Today a group of ex-Google employees launched Cuil, a new competitor to Google Search. So what's cool about Cuil and do we need another search engine? How do the services compare? Here's what Cuil has to say about that:

"The Internet has grown exponentially in the last fifteen years but search engines have not kept upuntil now. Cuil searches more pages on the Web than anyone elsethree times as many as Google and ten times as many as Microsoft.

Rather than rely on superficial popularity metrics, Cuil searches for and ranks pages based on their content and relevance. When we find a page with your keywords, we stay on that page and analyze the rest of its content, its concepts, their inter-relationships and the pages coherency."

I did some comparison searches on Google and Cuil to get a sense for how the services are different. Both offered up more results than I could possibly ever use but the key to search is relevance - how good is the search engine at getting to the information that I will find useful? I did not see a huge difference in the results I got from each but figuring out exactly which is the better search engine will take more time (and a more scientific study by someone else) to determine. In the meantime, I noted some other interesting differences between the two services:

  • Typos: Cuil didn't offer suggested spellings when I intentionally misspelled "Microsft" while Google offered up "Did you mean: microsoft". Cuil did highlight my misspelled word but it did little to offer up help. It simply gave me the search results on my misspelled word which is not ideal.

  • Content Filtering: Both Google and Cuil offer search filtering for possible objectionable material.

  • Page layout: Cuil's interface is a little easier on the eye, offering up a longer description for each search result thanks to the 2 or 3 columns results layout. Cuil also includes an image where available.

  • Google offers extensive language support. If you go to the Google preferences you can select from over 40 languages for both the search page and information you're searching. I didn't find that on Cuil.

  • Subscriber Links: Google offers something called "Subscribed Links" which allows you to tell Google if you have sources you'd like included in your search results. No such feature on Cuil.

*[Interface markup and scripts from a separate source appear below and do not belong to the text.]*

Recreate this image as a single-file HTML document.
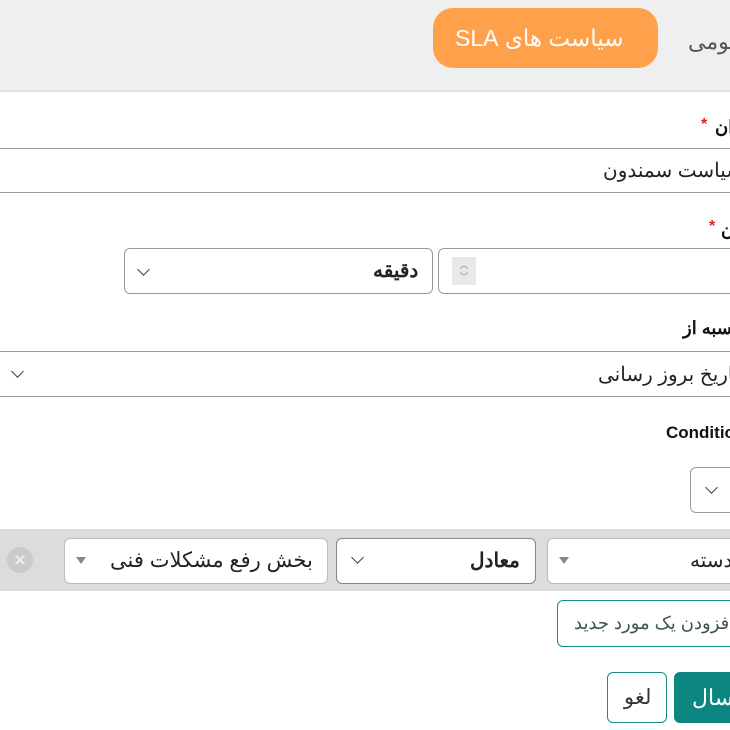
<!DOCTYPE html>
<html><head><meta charset="utf-8"><style>
html,body{margin:0;padding:0;width:730px;height:730px;overflow:hidden;background:#fff;font-family:"Liberation Sans","Noto Sans CJK SC",sans-serif;}
.a{position:absolute;white-space:nowrap;}
.box{position:absolute;box-sizing:border-box;border:1px solid #9a9a9a;border-radius:6px;background:#fff;}
.chev{position:absolute;width:8px;height:8px;border-right:1.6px solid #444;border-bottom:1.6px solid #444;transform:rotate(45deg);}
.tri{position:absolute;width:0;height:0;border-left:5px solid transparent;border-right:5px solid transparent;border-top:7px solid #888;}
.t{font-size:20px;color:#222;direction:rtl;}
.lbl{font-size:18px;font-weight:bold;color:#111;direction:rtl;}
.star{color:#e02020;font-weight:bold;font-size:16px;}
</style></head><body>
<div class="a" style="left:0;top:0;width:730px;height:90px;background:#efefef;border-bottom:2px solid #e0e0e0;"></div>
<div class="a" style="left:433px;top:8px;width:225px;height:60px;background:#ffa04a;border-radius:20px;"></div>
<div class="a" style="left:455px;top:8px;height:60px;line-height:60px;color:#fff;font-size:23px;direction:rtl;">سیاست های SLA</div>
<div class="a" style="left:688px;top:8px;height:68px;line-height:68px;font-size:22px;color:#555;direction:rtl;">عمومی</div>

<div class="a lbl" style="left:715px;top:117px;">عنوان</div>
<div class="a star" style="left:701px;top:116px;">*</div>
<div class="box" style="left:-5px;top:148px;width:760px;height:45px;"></div>
<div class="a t" style="left:603px;top:148px;line-height:47px;">سیاست سمندون</div>

<div class="a lbl" style="left:721px;top:220px;">زمان</div>
<div class="a star" style="left:709px;top:218px;">*</div>
<div class="box" style="left:124px;top:248px;width:309px;height:46px;"></div>
<div class="chev" style="left:139px;top:265px;"></div>
<div class="a t" style="left:373px;top:248px;line-height:46px;font-weight:bold;">دقیقه</div>
<div class="box" style="left:438px;top:248px;width:320px;height:46px;"></div>
<div class="a" style="left:452px;top:257px;width:24px;height:28px;background:#e8e8e8;color:#888;font-size:9px;text-align:center;line-height:12px;padding-top:2px;box-sizing:border-box;">︿<br>﹀</div>

<div class="a lbl" style="left:683px;top:318px;">محاسبه از</div>
<div class="box" style="left:-5px;top:351px;width:760px;height:46px;"></div>
<div class="chev" style="left:13px;top:367px;"></div>
<div class="a t" style="left:598px;top:351px;line-height:48px;">تاریخ بروز رسانی</div>

<div class="a" style="left:666px;top:423px;font-size:17px;font-weight:bold;color:#111;">Conditions</div>
<div class="box" style="left:690px;top:467px;width:80px;height:46px;"></div>
<div class="chev" style="left:707px;top:483px;"></div>

<div class="a" style="left:0;top:529px;width:730px;height:62px;background:#dcdcdc;"></div>
<div class="a" style="left:7px;top:547px;width:26px;height:26px;border-radius:50%;background:#cacaca;color:#eee;font-size:18px;font-weight:bold;text-align:center;line-height:26px;">×</div>
<div class="box" style="left:64px;top:538px;width:264px;height:46px;border-color:#bbb;"></div>
<div class="tri" style="left:76px;top:557px;"></div>
<div class="a t" style="left:110px;top:538px;line-height:46px;font-size:21px;">بخش رفع مشکلات فنی</div>
<div class="box" style="left:336px;top:538px;width:200px;height:46px;border-color:#888;"></div>
<div class="chev" style="left:353px;top:553px;"></div>
<div class="a t" style="left:470px;top:538px;line-height:46px;font-weight:bold;">معادل</div>
<div class="box" style="left:547px;top:538px;width:220px;height:46px;border-color:#bbb;"></div>
<div class="tri" style="left:559px;top:557px;"></div>
<div class="a t" style="left:690px;top:538px;line-height:46px;">دسته</div>

<div class="box" style="left:557px;top:600px;width:200px;height:47px;border:1.5px solid #1a8a84;"></div>
<div class="a" style="left:574px;top:600px;line-height:47px;font-size:18px;color:#3d5550;direction:rtl;">افزودن یک مورد جدید</div>

<div class="box" style="left:607px;top:672px;width:60px;height:51px;border:1.5px solid #1a8a84;"></div>
<div class="a" style="left:624px;top:672px;line-height:51px;font-size:21px;color:#333;direction:rtl;">لغو</div>
<div class="a" style="left:674px;top:672px;width:90px;height:51px;background:#0d8580;border-radius:6px;"></div>
<div class="a" style="left:692px;top:672px;line-height:51px;font-size:22px;color:#fff;direction:rtl;">ارسال</div>
</body></html>
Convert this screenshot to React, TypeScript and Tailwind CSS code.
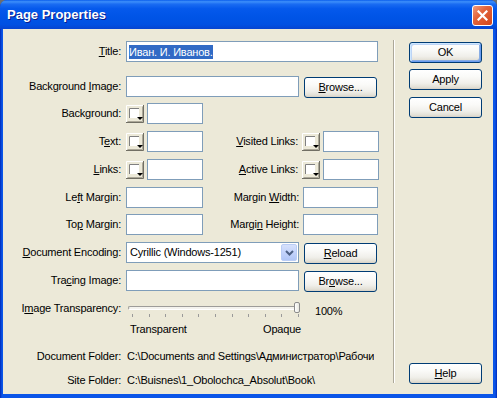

  • Advanced Search: Google offers an "Advanced Search" option in its preferences which allows the user to be more granular in exactly what or what not to look for in the search. I did not find this option on Cuil.

But the most important difference I saw between the two services was that the Google site stayed up. I know Cuil is new and hot and probably getting inundated with traffic, but having persistent outages is a non-starter for me. Not that Google has been immune to outages, but they have provided a pretty consistent, reliable service over the years.